### PROBLEM REQUIREMENTS:
Extract each line containing the string "styles".

### DATA LINES:
◆ ◆ ◆ ◆ ◆ ◆ ◆
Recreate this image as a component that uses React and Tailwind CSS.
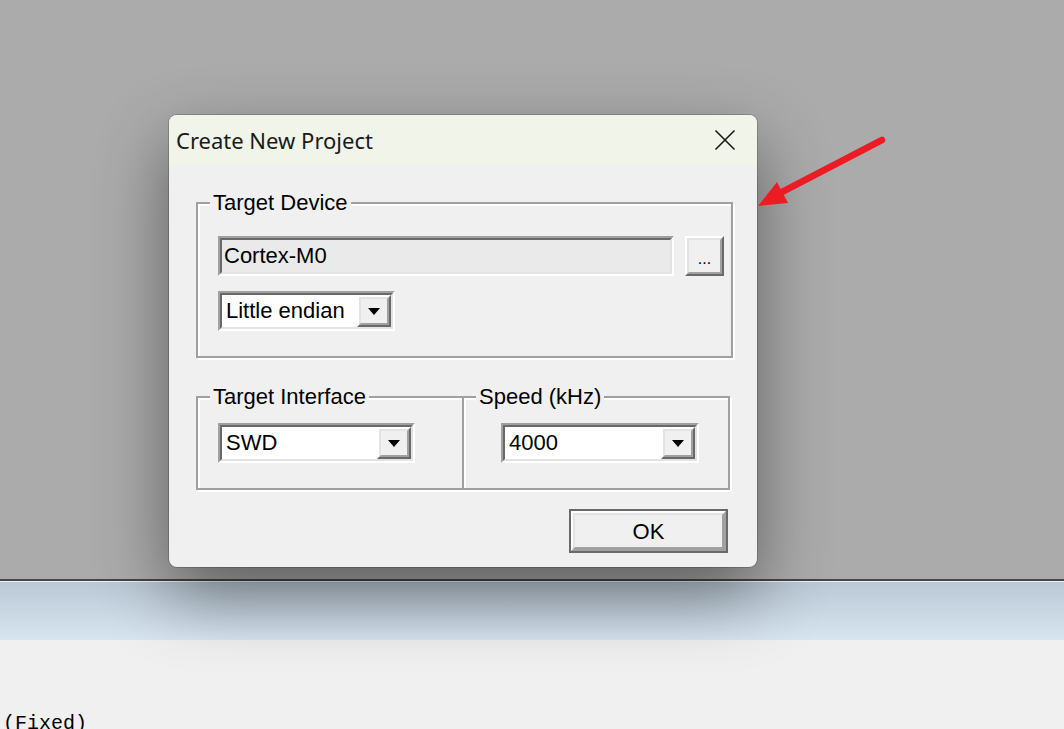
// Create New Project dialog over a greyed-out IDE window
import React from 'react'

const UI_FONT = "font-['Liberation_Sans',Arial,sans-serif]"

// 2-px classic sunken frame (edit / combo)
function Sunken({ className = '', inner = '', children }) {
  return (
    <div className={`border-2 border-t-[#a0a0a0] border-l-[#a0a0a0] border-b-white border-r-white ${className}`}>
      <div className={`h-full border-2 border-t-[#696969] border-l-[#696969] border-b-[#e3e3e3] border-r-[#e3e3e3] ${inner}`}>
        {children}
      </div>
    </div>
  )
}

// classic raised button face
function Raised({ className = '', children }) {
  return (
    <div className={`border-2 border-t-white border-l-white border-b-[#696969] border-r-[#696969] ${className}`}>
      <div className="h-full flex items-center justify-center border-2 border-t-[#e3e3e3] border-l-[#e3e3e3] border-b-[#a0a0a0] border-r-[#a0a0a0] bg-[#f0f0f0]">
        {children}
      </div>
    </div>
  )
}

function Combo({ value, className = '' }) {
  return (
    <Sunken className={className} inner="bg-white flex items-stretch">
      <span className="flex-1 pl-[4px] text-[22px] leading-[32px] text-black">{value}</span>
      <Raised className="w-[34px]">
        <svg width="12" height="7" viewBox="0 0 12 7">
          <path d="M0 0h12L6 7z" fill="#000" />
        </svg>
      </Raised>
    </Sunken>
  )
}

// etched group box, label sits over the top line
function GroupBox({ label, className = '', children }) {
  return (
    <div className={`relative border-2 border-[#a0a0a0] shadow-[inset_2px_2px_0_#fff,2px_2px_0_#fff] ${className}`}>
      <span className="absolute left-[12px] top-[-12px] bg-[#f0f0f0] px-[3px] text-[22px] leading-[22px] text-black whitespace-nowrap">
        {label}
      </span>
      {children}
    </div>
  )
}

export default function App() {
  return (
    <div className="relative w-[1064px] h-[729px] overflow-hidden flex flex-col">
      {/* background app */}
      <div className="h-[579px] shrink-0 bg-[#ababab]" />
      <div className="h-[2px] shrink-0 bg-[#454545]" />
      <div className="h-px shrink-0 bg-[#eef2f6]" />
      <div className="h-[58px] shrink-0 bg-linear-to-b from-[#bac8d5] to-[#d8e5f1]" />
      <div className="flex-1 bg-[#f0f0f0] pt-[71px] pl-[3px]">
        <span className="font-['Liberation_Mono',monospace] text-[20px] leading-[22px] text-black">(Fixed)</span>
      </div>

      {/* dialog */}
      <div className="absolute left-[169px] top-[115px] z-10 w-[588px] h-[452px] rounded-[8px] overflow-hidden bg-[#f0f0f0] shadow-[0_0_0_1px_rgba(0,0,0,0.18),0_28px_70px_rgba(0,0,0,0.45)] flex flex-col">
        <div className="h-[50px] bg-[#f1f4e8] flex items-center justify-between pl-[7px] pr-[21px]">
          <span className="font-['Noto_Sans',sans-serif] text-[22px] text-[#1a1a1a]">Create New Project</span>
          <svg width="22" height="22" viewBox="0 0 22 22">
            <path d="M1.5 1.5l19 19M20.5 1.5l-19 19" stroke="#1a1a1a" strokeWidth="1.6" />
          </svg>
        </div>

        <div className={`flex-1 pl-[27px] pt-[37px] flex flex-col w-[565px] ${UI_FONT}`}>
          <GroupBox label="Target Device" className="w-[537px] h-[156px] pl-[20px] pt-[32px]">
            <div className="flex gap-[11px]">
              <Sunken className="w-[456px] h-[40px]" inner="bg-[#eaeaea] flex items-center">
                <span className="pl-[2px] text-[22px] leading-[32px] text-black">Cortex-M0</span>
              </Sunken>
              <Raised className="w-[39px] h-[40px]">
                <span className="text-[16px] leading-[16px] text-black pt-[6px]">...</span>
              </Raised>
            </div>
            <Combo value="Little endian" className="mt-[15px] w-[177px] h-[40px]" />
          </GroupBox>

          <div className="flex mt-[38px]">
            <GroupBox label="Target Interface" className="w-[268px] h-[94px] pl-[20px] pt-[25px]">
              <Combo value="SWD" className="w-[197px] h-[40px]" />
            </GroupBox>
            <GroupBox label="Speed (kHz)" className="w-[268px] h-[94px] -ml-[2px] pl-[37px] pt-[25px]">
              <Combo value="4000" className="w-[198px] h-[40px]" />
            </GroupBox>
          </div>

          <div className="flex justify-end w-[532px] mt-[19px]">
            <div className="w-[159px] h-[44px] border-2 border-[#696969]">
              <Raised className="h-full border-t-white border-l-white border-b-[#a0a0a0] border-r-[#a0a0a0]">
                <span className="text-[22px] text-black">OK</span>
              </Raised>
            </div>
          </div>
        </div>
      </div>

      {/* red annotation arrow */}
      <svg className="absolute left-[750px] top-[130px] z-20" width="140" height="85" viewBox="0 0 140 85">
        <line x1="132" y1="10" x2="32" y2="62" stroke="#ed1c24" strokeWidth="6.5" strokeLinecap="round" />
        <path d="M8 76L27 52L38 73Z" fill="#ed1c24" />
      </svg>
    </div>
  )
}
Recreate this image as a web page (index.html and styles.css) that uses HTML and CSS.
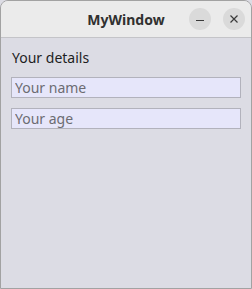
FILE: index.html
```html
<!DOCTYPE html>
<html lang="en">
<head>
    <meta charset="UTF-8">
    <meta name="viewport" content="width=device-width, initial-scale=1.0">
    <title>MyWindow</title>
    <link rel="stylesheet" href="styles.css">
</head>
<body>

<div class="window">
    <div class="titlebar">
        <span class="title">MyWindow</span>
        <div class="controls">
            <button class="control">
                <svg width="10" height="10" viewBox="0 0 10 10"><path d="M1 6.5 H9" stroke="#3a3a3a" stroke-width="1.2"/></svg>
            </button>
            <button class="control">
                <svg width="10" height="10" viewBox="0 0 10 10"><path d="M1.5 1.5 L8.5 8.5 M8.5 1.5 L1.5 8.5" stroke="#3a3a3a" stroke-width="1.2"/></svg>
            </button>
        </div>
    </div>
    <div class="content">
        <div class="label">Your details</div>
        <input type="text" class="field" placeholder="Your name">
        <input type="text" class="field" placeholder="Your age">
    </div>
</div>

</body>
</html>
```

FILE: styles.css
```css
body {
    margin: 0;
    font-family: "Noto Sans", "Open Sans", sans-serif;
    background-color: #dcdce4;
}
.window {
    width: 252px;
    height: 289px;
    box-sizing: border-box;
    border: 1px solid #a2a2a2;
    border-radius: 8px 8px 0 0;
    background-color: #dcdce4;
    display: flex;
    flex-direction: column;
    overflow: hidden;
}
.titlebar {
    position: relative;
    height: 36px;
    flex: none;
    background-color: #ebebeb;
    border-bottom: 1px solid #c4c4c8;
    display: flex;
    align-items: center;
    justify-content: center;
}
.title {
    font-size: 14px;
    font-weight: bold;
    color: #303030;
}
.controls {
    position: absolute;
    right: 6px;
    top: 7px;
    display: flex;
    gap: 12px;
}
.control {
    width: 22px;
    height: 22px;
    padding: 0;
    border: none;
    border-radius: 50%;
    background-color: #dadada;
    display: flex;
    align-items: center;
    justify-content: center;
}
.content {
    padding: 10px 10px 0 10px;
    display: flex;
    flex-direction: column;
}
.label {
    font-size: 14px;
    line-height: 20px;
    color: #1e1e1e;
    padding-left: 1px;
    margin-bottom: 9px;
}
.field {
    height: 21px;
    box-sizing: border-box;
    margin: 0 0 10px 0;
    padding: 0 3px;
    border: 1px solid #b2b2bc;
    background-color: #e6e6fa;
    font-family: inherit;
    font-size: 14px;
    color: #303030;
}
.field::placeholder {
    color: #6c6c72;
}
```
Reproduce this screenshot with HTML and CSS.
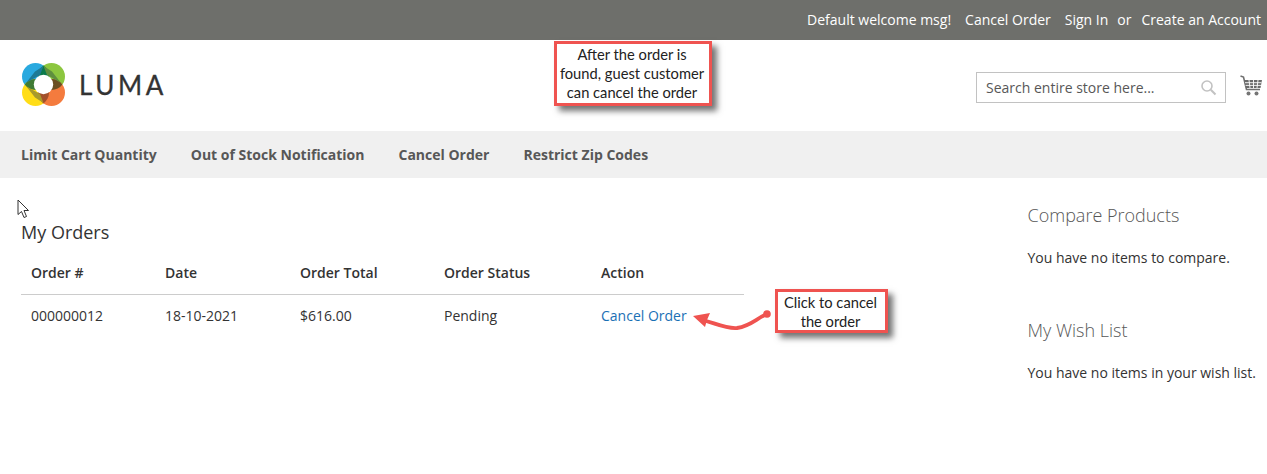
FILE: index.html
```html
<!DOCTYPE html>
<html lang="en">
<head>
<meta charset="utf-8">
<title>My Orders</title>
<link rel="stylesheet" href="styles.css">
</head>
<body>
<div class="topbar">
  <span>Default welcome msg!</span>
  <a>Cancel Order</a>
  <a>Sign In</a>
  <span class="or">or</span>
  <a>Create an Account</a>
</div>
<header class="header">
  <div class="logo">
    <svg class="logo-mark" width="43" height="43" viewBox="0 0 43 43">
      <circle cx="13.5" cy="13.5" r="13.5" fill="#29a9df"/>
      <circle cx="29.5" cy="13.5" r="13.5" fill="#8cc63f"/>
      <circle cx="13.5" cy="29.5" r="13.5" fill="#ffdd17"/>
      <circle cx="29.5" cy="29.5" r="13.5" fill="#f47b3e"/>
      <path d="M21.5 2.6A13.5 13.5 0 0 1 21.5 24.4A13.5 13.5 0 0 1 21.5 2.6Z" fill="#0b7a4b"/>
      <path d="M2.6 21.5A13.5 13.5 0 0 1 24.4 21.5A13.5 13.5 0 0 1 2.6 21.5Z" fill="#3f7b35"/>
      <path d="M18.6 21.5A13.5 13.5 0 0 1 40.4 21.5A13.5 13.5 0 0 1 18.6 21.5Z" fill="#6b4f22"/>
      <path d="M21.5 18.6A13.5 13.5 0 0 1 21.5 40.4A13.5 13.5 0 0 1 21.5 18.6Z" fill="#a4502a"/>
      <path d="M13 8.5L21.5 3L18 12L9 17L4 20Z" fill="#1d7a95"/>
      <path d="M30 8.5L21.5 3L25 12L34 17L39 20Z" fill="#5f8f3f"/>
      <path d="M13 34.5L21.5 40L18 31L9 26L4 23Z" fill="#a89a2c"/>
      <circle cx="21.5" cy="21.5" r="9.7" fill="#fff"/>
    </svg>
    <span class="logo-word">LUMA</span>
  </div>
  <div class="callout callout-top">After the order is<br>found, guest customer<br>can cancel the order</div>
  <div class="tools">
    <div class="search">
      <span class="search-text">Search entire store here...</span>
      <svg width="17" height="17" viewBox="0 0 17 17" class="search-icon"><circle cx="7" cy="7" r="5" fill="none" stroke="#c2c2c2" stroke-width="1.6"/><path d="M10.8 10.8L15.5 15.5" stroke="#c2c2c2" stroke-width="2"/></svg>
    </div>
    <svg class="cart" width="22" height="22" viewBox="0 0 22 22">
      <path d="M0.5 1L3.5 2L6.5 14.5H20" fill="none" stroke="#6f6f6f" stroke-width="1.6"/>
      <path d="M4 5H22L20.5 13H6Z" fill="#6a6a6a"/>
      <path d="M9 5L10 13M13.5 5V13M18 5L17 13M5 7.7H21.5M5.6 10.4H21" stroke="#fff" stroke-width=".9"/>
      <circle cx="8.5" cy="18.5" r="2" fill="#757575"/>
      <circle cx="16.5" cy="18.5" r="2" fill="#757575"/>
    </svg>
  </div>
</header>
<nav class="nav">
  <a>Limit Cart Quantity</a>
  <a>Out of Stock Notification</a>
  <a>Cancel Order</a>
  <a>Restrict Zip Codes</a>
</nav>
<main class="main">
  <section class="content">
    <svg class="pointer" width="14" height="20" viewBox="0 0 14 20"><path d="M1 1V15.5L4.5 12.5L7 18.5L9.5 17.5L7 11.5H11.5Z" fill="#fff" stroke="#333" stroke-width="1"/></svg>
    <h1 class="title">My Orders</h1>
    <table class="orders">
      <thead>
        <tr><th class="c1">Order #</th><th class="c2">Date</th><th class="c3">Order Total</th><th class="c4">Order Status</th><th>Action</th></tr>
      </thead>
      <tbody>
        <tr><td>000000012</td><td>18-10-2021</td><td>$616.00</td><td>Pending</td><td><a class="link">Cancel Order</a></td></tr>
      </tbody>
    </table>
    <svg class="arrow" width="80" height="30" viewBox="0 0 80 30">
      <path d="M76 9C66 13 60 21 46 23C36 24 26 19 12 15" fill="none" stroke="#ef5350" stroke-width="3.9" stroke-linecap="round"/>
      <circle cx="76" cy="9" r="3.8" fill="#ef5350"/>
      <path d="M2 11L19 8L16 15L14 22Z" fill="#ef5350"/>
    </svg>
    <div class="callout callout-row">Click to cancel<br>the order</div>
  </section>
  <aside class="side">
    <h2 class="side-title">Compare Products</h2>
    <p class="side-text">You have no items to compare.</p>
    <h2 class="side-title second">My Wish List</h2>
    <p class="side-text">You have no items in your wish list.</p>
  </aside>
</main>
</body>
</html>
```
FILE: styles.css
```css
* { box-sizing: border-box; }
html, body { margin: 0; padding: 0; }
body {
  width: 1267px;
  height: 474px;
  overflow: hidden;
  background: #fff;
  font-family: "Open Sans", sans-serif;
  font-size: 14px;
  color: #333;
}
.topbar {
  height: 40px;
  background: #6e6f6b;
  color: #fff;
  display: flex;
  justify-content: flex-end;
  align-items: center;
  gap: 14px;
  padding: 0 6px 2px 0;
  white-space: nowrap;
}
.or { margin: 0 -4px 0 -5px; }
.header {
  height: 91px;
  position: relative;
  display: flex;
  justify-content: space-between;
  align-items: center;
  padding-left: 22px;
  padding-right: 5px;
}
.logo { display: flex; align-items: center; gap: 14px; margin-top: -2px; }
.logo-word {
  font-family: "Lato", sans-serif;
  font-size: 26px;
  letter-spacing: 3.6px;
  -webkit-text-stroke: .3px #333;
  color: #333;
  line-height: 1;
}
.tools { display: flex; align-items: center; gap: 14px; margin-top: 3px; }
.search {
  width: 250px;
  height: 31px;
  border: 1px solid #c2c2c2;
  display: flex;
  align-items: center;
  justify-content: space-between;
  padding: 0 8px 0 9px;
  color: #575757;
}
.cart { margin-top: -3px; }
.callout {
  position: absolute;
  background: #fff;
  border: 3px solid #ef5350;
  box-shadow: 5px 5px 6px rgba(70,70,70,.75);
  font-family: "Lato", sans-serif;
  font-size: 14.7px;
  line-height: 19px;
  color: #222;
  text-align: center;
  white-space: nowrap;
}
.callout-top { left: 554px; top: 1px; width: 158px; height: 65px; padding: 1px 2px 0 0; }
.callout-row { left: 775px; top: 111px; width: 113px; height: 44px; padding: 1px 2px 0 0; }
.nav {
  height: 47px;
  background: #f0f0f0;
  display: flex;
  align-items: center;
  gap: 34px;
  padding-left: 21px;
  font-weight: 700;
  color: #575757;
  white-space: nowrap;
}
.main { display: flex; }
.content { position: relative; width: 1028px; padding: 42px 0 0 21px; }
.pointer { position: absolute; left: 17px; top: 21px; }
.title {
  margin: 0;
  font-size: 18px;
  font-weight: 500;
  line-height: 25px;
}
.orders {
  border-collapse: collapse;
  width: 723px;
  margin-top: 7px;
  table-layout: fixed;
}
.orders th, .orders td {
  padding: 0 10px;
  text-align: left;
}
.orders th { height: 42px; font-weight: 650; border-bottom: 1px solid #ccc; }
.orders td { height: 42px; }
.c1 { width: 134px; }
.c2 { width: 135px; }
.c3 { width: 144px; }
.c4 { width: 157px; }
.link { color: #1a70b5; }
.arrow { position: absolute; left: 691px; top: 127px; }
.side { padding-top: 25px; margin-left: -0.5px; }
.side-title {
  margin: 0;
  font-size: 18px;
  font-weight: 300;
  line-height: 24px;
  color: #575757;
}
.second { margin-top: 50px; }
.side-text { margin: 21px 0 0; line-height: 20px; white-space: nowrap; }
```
◆ ◆ ◆ ◆ ◆ ◆ ◆
### WRITTEN REPLY:
Recreate this image as a web page (index.html and styles.css) that uses HTML and CSS.
    <link rel="stylesheet" href="styles.css">
FILE: styles.css
<link rel="stylesheet" href="styles.css">
FILE: styles.css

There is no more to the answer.